I was thinking recently about the claim that we’ve been hearing lately from some sources that Seattle home price declines are over. The primary evidence they seem to provide for this hypothesis seems to be the slight bump in some Seattle-area median prices, and the uptick in sales.
I’m not convinced, but rather than just dismissing these predictions out of hand, I thought I’d try to compile a list of factors for and against the notion that local home price drops are over.
Seattle-area home price drops are probably over because:
- King County’s single-family median price rose over $30,000 from March to June
- Pending sales are up around 25% from a year ago.
- Closed sales are up slightly from a year ago.
- Inventory is down around 20% from a year ago.
- There’s a lot of wealth in the Seattle area.
- Mass psychology could suddenly turn and drive up prices again (i.e. – Robert Shiller’s Animal Spirits)
Seattle-area home price drops are probably not over because:
- Median prices can be a poor indication of actual short-term home price movement.
- Foreclosures are through the roof and still rising.
- Vacancy rates are still climbing.
- Many pending sales are turning out to be illusory.
- On-market NWMLS inventory excludes large amounts of new construction and bank-owned inventory.

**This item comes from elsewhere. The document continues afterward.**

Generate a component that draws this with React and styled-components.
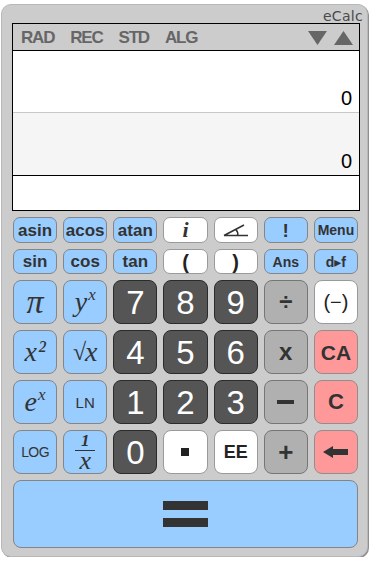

- Sales have been rising in San Diego for over a year, but prices still fell another 20%.
- Local employers are cutting thousands of jobs.
- Financing requirements are tightening.
- Interest rates are rising.
- Thousands of empty lots sit ready to build on the slightest hint of a recovery.
- Virtually none of the excess debt in the system has been cleared.
- The $8,000 tax credit expires in November.
Personally I’m not convinced that home price drops are over, despite the slight upticks we’ve seen this spring and early summer. There are just too many factors at play that continue to put downward pressure on home prices, and too few factors pushing them up.
Of course, it’s entirely possible that I may have missed something, so let’s hear from some of you who believe that price drops are mostly over. What am I not considering? What’s your best argument for the claim that the bottom is in? What about those of you that think prices will continue to fall even further—have I left anything out of that side of the argument?
Let’s hear the best comprehensive arguments from both sides, so we can come to an informed conclusion.